近来我写了篇科普的文章《电脑电源的历史》，导致了我对苹果/三星/黑莓和其他公司销售的迷你充电器的兴趣，在这些一寸见方的USB充电器里面到底是怎样设计的？也是出于科学上的兴趣，我在eBay上用2.79美元购买了一个廉价的无牌迷你充电器，并拆解开来。一个复杂的充电器，销售价只是几美元？外观上很像苹果的正版充电器，但价格便宜许多。但拆开来看里面，最重要的安全设置，被完全省掉了，这会存在被340V电击的隐患。另外，山寨充电器里产生的干扰，会导致手机的触摸屏失灵。我建议还是多花些钱，买个有品牌的正规充电器。

(170K)

(224K)

(264K)

(201K)

Tuesday, March 13, 2012

Tiny, cheap, and dangerous: Inside a (fake) iPhone charger

Thoughts on the death of Ma Ailun

According to reports, a woman in China was tragically electrocuted using her iPhone while it was charging. This seems technically plausible to me if she were using a cheap or counterfeit charger like I describe below. There's 340 volts DC inside the charger, which is enough to kill. In a cheap charger, there can be less than a millimeter separating this voltage from the output, a fraction of the recommended safe distance. These charger sometimes short out (picture), which could send lethal voltage through the USB cable. If the user closes the circuit by standing on a damp floor or touching a grounded metal surface, electrocution is a possibility. If moisture condenses in the charger (e.g. in a humid bathroom), shorting becomes even more likely. Genuine Apple chargers (and other brand-name chargers) follow strict safety regulations (teardown) so I would be surprised if this electrocution happened with a name-brand charger. Since counterfeits look just like real chargers, I'll wait for an expert to determine if a genuine Apple charger was involved or not. I've read suggestions that the house wiring might have been to blame, but since chargers are typically ungrounded I don't see how faulty house wiring would play a role. I should point out that since there are few details at this point, this is all speculation; it's possible the phone and charger weren't involved at all.

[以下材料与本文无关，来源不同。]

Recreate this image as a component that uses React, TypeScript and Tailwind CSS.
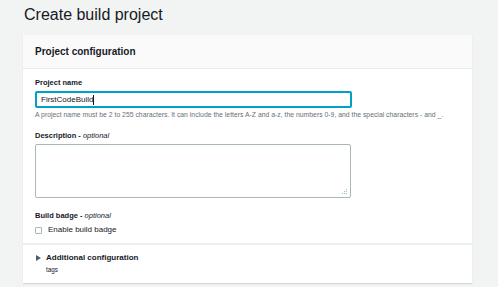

I recently wrote a popular article on the history of computer power supplies, which led to speculation on what's inside those amazingly small one-inch cube USB chargers sold by Apple, Samsung, RIM, and other companies. In the interest of science, I bought a cheap no-name cube charger off eBay for $2.79, and took it apart. It's amazing that manufacturers can build and sell a complex charger for just a few dollars. It looks a lot like a genuine Apple charger and cost a lot less. But looking inside, I found that important safety corners were cut, which could lead to a 340 volt surprise. In addition, the interference from a cheap charger like this can cause touchscreen malfunctions. Thus, I recommend spending a few dollars more to get a brand-name charger.

A one-inch USB charger designed for the iphone4

The no-name charger I bought is just over an inch in length, excluding the Eurpopean-style plug. The charger is labeled "FOR iphone4. Input 110-240V 50/60Hz Output 5.2V 1000mA, Made in China." There are no other markings (manufacturer, serial number, or safety certifications). I opened up the charger with a bit of Dremel-ing. One surprise is how much empty space is inside for a charger that's so small. Apparently the charger circuit is designed for a smaller US-style plug, and the extra space with a European plug is unused. Since the charger accepts 110 to 240V input, the same circuit can be used worldwide.[1]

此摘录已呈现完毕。